:: Task objective ::
Identify and reproduce every line holding the string "that".

:: Dataset extract ::
## START

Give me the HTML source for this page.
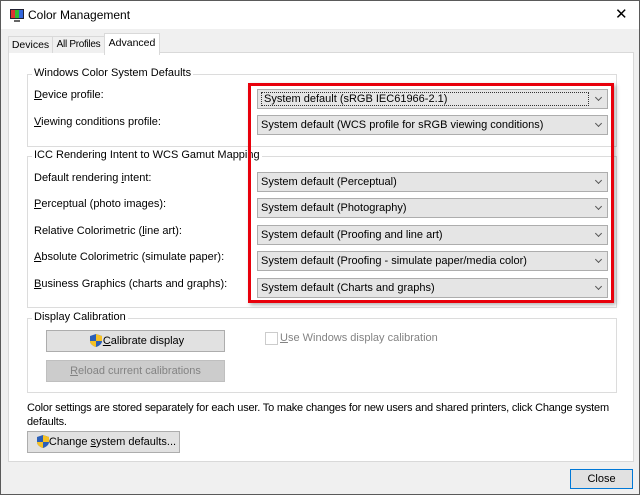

## END
## START

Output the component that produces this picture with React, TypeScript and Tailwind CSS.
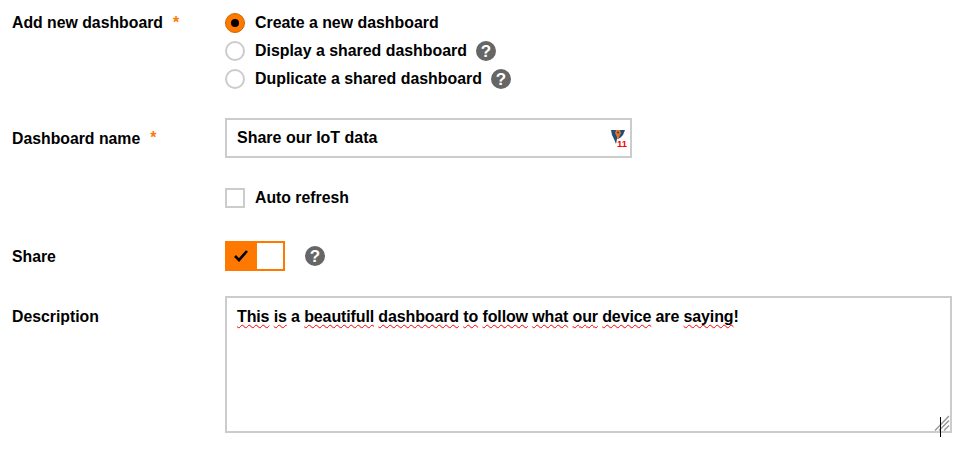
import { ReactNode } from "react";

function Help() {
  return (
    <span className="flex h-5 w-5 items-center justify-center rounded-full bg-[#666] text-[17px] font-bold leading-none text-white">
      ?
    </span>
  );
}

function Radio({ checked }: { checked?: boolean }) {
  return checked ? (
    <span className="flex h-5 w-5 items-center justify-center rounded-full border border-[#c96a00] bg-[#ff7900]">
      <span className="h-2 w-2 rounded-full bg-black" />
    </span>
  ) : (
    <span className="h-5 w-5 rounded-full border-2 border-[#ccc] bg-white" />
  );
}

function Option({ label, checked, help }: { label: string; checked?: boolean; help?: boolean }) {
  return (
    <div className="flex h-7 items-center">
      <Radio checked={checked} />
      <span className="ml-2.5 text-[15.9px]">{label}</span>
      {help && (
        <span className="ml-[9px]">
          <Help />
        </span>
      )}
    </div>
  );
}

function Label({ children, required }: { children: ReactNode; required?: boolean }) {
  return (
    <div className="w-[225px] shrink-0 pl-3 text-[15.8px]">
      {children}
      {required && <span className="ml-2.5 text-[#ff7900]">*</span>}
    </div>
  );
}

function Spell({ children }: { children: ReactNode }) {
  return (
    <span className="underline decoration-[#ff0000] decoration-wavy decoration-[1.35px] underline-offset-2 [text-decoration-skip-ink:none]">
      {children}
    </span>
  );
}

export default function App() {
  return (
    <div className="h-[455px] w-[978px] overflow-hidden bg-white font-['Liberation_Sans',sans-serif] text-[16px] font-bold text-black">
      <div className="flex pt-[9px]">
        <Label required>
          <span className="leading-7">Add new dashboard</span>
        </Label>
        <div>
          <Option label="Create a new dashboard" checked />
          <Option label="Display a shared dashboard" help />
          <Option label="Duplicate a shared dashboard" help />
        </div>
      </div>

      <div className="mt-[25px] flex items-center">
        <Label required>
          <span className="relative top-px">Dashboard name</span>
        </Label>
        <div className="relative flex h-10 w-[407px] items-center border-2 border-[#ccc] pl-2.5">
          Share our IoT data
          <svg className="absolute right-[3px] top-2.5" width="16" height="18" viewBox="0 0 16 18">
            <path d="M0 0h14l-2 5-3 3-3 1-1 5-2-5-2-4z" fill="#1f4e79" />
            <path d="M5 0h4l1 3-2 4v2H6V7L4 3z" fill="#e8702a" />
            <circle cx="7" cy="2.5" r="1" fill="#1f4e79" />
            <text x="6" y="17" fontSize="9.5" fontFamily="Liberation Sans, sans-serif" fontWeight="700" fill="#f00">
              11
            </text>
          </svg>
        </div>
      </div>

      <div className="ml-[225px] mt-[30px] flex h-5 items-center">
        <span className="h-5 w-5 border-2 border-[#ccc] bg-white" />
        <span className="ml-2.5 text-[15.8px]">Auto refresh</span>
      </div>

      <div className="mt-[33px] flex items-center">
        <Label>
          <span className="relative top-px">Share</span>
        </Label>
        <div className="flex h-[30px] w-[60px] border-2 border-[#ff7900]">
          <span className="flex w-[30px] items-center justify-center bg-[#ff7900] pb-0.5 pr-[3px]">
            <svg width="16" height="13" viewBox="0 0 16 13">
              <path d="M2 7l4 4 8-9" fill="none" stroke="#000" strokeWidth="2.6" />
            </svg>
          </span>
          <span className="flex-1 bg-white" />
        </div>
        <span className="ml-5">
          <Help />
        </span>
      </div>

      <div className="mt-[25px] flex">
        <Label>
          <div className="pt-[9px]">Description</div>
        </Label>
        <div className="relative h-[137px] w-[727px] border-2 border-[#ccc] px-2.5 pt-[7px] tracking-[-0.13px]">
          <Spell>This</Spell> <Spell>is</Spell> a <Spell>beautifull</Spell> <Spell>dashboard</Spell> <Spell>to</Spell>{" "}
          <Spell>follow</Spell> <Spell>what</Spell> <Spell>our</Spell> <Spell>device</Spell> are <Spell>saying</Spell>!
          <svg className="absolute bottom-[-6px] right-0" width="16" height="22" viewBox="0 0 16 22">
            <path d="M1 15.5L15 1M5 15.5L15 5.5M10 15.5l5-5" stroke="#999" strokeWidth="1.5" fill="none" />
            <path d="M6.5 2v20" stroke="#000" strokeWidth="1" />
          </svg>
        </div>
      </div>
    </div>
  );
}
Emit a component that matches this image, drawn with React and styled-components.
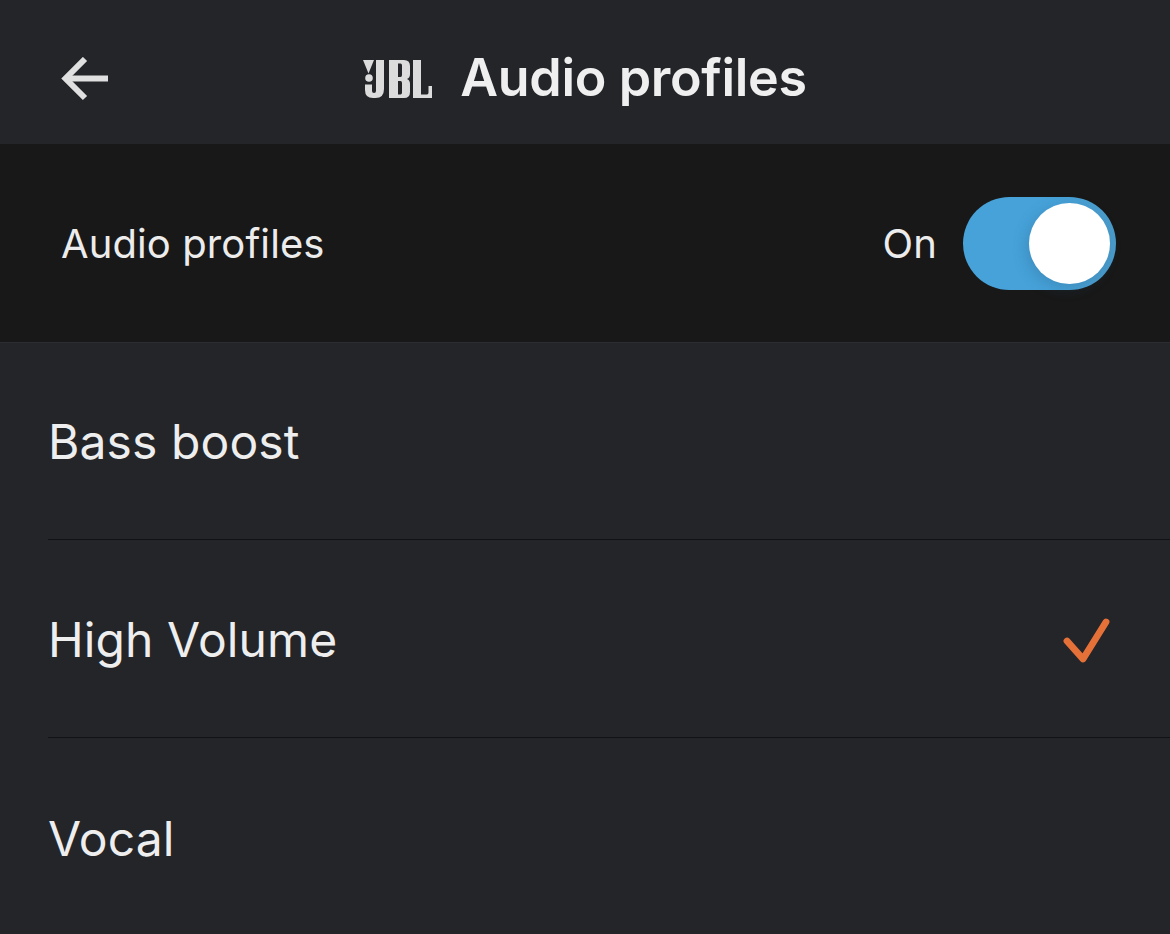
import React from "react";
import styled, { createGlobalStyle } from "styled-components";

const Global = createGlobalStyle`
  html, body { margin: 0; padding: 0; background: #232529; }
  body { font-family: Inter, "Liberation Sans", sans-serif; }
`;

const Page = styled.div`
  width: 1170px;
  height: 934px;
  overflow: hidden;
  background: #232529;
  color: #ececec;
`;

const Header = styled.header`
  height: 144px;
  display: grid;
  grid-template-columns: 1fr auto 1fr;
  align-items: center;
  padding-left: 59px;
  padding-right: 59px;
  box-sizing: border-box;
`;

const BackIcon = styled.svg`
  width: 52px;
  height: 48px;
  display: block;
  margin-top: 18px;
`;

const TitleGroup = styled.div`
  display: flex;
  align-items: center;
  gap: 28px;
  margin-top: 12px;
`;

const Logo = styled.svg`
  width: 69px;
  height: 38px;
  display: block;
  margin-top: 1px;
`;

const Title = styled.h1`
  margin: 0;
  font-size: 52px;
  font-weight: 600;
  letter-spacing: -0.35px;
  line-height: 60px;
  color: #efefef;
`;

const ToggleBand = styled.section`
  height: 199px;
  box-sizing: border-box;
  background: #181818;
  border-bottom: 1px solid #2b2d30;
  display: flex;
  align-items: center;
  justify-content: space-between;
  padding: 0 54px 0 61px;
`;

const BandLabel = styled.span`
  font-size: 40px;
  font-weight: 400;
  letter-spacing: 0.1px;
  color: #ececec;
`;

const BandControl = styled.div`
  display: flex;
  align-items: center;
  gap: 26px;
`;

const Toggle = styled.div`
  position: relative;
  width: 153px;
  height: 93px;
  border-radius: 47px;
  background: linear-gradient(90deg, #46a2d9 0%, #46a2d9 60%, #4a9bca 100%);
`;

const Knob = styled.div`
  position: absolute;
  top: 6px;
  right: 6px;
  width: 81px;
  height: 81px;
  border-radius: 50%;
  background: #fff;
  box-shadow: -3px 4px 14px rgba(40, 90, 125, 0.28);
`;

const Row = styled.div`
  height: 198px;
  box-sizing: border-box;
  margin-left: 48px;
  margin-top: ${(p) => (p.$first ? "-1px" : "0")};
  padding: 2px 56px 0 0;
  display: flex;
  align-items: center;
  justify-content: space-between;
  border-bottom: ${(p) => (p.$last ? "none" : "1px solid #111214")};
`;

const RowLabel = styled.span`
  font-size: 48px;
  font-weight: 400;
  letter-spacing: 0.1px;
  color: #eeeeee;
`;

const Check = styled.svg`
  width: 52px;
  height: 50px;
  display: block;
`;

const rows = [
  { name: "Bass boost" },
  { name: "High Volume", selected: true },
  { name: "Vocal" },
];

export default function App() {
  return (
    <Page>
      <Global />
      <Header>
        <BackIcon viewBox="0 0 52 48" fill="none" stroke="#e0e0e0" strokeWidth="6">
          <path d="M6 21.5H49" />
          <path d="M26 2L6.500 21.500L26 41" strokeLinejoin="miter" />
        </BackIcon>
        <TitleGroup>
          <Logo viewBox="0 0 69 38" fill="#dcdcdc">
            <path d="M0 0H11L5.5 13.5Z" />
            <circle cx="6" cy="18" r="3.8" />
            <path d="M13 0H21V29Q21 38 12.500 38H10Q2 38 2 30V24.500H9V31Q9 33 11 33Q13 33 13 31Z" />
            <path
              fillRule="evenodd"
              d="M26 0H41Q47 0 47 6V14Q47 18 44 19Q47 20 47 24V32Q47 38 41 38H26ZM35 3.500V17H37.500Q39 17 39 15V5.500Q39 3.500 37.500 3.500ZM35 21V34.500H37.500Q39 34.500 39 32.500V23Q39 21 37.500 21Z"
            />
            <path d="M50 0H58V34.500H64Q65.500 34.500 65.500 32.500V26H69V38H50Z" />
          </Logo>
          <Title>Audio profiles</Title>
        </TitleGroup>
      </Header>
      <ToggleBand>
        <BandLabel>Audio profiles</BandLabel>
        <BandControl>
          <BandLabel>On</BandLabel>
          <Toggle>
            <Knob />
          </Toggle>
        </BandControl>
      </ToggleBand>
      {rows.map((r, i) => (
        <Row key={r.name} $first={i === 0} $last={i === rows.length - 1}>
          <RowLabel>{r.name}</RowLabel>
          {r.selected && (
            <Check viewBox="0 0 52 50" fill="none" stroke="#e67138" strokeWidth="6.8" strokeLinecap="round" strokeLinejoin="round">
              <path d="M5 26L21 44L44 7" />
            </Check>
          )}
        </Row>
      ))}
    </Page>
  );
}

## END

:: Answer to the problem ::
Output the component that produces this picture with React, TypeScript and Tailwind CSS.
Emit a component that matches this image, drawn with React and styled-components.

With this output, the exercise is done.